そのため、偶発的に掘り出されるような事がなければ、そのほとんどが地中で身動きが取れなくなって死にます。弱い。
その2.カゲロウより貧弱な食性
カゲロウという虫をご存知でしょうか。カゲロウ目の昆虫で細身のトンボのような見た目をしています。この生物は水棲ですが、成虫になると羽が生えて大空を自由に飛び回れるようになるのです。
しかし、成虫になると口が退化して、以後飢えて死ぬまで何も食べません。命を燃やして飛んでいるのです。儚く、美しい虫です。

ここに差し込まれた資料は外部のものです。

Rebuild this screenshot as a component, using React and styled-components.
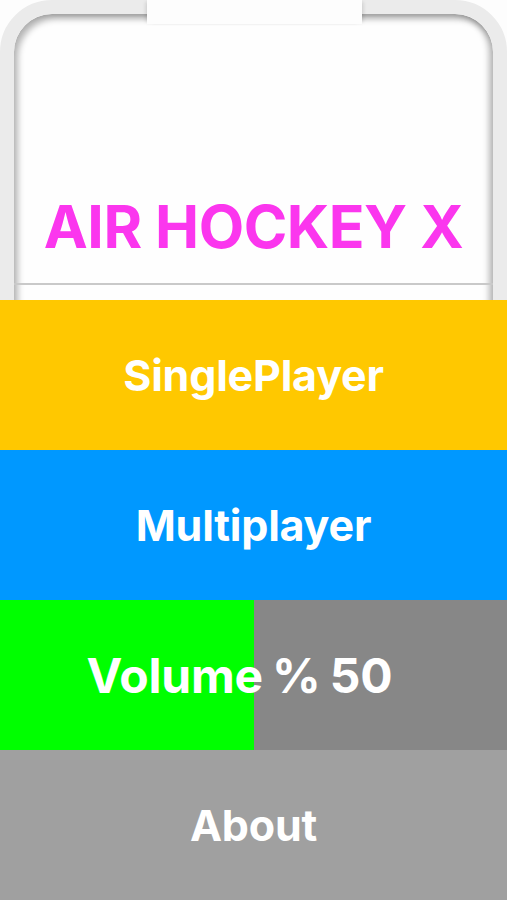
import React from 'react';
import styled, { createGlobalStyle } from 'styled-components';

const GlobalStyle = createGlobalStyle`
  html, body {
    margin: 0;
    padding: 0;
    background: #fdfdfd;
    font-family: Inter, 'Liberation Sans', sans-serif;
  }
`;

const Screen = styled.div`
  width: 507px;
  height: 900px;
  display: flex;
  flex-direction: column;
  overflow: hidden;
  background: #fdfdfd;
`;

const TableArea = styled.div`
  height: 300px;
  position: relative;
  overflow: hidden;
`;

const Rink = styled.div`
  height: 420px;
  box-sizing: border-box;
  border: 14px solid #ebebeb;
  border-radius: 52px 52px 0 0;
  background: #fefefe;
  box-shadow: inset 4px 5px 6px rgba(0, 0, 0, 0.28), inset -4px 0 6px rgba(0, 0, 0, 0.28);
  display: flex;
  flex-direction: column;
  align-items: center;
  padding-top: 183px;
`;

const Goal = styled.div`
  position: absolute;
  top: 0;
  left: 147px;
  width: 215px;
  height: 24px;
  background: #fdfdfd;
  box-shadow: -3px 0 4px -2px rgba(0, 0, 0, 0.15), 3px 0 4px -2px rgba(0, 0, 0, 0.15);
`;

const Title = styled.h1`
  margin: 0;
  font-size: 59px;
  line-height: 1;
  font-weight: 700;
  letter-spacing: -0.5px;
  color: #fb36ee;
`;

const CenterLine = styled.div`
  align-self: stretch;
  height: 2px;
  margin-top: 27px;
  background: #c9c9c9;
`;

const MenuButton = styled.button`
  position: relative;
  height: 150px;
  width: 100%;
  border: none;
  margin: 0;
  padding: 0;
  display: flex;
  align-items: center;
  justify-content: center;
  background: ${(p) => p.$bg};
  color: #fff;
  font-family: Inter, 'Liberation Sans', sans-serif;
  font-size: 43px;
  font-weight: 700;
  letter-spacing: -0.2px;
  overflow: hidden;
`;

const VolumeFill = styled.div`
  position: absolute;
  left: 0;
  top: 0;
  bottom: 0;
  background: #00ff00;
`;

const Label = styled.span`
  position: relative;
  margin-right: ${(p) => p.$shift || 0}px;
  font-size: ${(p) => p.$size || 43}px;
  word-spacing: -2px;
`;

export default function App() {
  const volume = 50;
  return (
    <Screen>
      <GlobalStyle />
      <TableArea>
        <Rink>
          <Title>AIR HOCKEY X</Title>
          <CenterLine />
        </Rink>
        <Goal />
      </TableArea>
      <MenuButton $bg="#ffc800">
        <Label>SinglePlayer</Label>
      </MenuButton>
      <MenuButton $bg="#0098ff">
        <Label>Multiplayer</Label>
      </MenuButton>
      <MenuButton $bg="#878787">
        <VolumeFill style={{ width: `${volume}%` }} />
        <Label $shift={28} $size={48}>Volume % {volume}</Label>
      </MenuButton>
      <MenuButton $bg="#a0a0a0">
        <Label>About</Label>
      </MenuButton>
    </Screen>
  );
}
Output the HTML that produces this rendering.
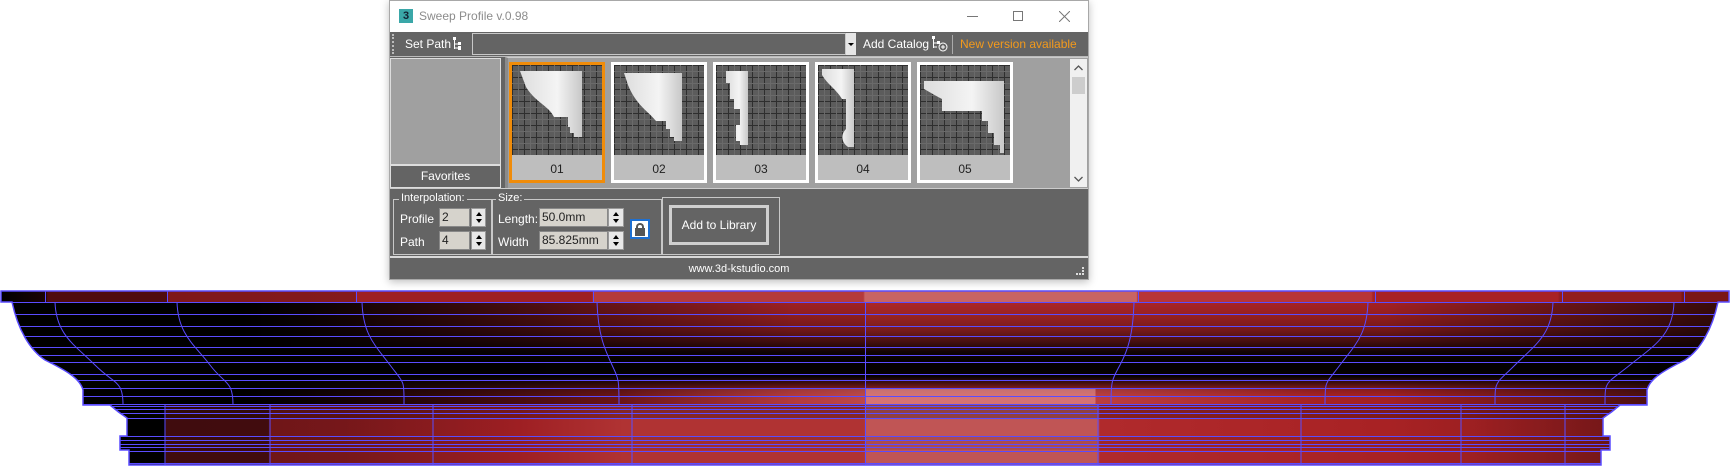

ですが、それ以上に儚く、美しい食性をしているのがミルメコレオです。ミルメコレオは、肉食のライオンの性質を持つため植物を食べることができず、草食の虫の性質を持つため動物を食べることもできない。つまり、生まれた瞬間から何も食べることができないのです。
そのため、仮に地上に出られたとしてもすぐに餓死してしまうのです。罰ゲームみたいな人生ですね。僕は生まれ変わっても蚊とかハエになるのは嫌だなあと思ってましたが、ミルメコレオの方が万倍嫌です。
肉食と草食の両方の性を得たミルメコレオは、その矛盾により、結局どちらも食べることは出来ませんでした。二兎を追うもの一兎も得ず。向き合うべき物事をいくつも抱えると、身動きが取れなくなり、苦しくなります。ミルメコレオはそんな教訓を体現した生物なのかもしれませんね。